Amy Kazandjian’s ‘We Are Our Mountains’ exhibition is a vibrant tribute to Armenian heritage and resilience

By Rupen Janbazian

Berlin, Germany – In a world where cultural heritage and identity are constantly threatened, Toronto-born Amy Kazandjian’s art has been a vibrant tribute to Armenian heritage and resilience. Her recent exhibition, “We Are Our Mountains,” which ran from Nov. 10 to 17 in Berlin, captivated audiences with its colorful and powerful representation of Armenian culture.

“We Are Our Mountains” was not just an art exhibition; it was a poignant statement inspired by the native Armenian population’s recent exile from their generational and indigenous lands of Artsakh. “The mountains and sacred heritage sites of Artsakh have always been an integral part of Armenian identity, representing a connection to our roots and standing as a testament to our existence,” Kazandjian told Torontohye in an exclusive interview.

However, with the ongoing conflict and displacement, the question arose: When all is erased, what shares the truth of their existence?
Kazandjian’s artwork in this exhibition served as a powerful response to this question. Her pieces were adorned with celebrated Armenian symbols, yet, according to her, they speak “to a global collective pain shared by marginalized groups worldwide.”

But beyond the pain, her art also looked toward hope for the future, offering a vision of resilience and determination.
One of the unique aspects of this exhibition was its exploration of the digital experience surrounding war in an era marked by collective struggles. In a world where information is selectively favoured or silenced by algorithms, Kazandjian used her personal Instagram captions to bring attention to the attacks on her community. These captions, though shadow-banned from the feed, were shared urgently alongside her artwork, creating a powerful contrast that underscored the ongoing tragedy.

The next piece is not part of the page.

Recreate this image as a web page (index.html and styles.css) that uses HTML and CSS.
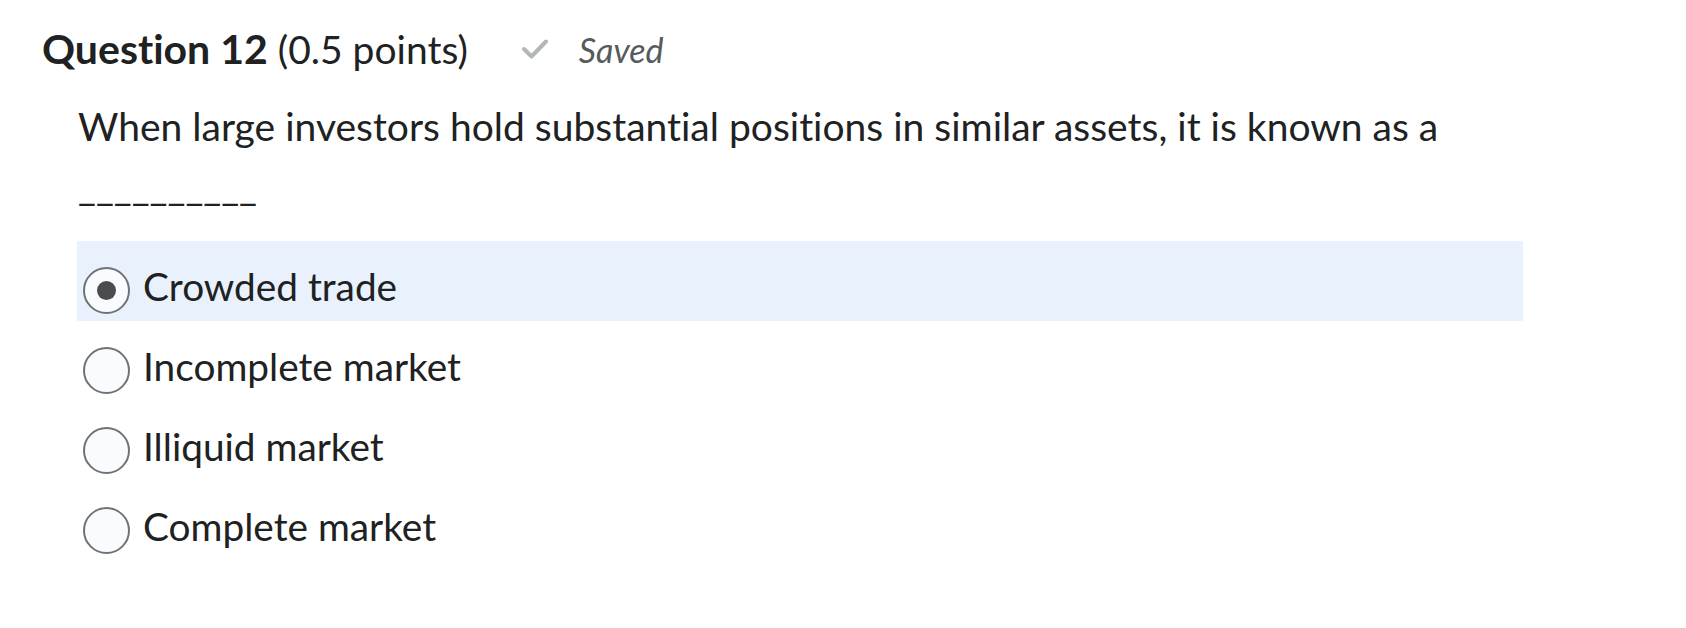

Kazandjian’s journey as an artist has been deeply intertwined with her Armenian heritage. Born and raised in Toronto, she now resides in Berlin, where her colorful modern designs draw inspiration from her roots, incorporating elements such as pomegranates, sacred mountains, and traditional Armenian motifs. Through her work, she explores themes of erasure, diaspora, and homeland, connecting with her Armenian community both in Berlin and online.

Amy has a rich history of creative projects that celebrate her heritage. She has worked as the Creative and Cultural Director for “The Nightingale of a Thousand Songs” with the Canadian Children’s Opera Company, demonstrating her commitment to preserving Armenian culture even while working on diverse projects. Additionally, her illustrations have graced the covers and pages of children’s books, incorporating Armenian iconography and landscapes to provide comfort and cultural connection to Armenian children of all ages.

In “We Are Our Mountains,” Kazandjian’s artwork was a vibrant representation of the resilience and determination of the Armenian community. “What was exciting to see was that this exhibit invited non-Armenians to engage with the topic of war and the events that transpired in the last two months through the colorful themes and descriptions, making it a truly inclusive and educational experience,” she explained.

As Amy’s exhibition “We Are Our Mountains” concluded on Nov. 17, it left a lasting impact on all who had the privilege to view her artwork. It serves as a reminder of the power of art to tell stories, raise awareness, and highlight the strength of marginalized communities in the face of adversity. Kazandjian’s dedication to her Armenian heritage and her commitment to cultural preservation is evident in every brushstroke, making her an artist worth celebrating.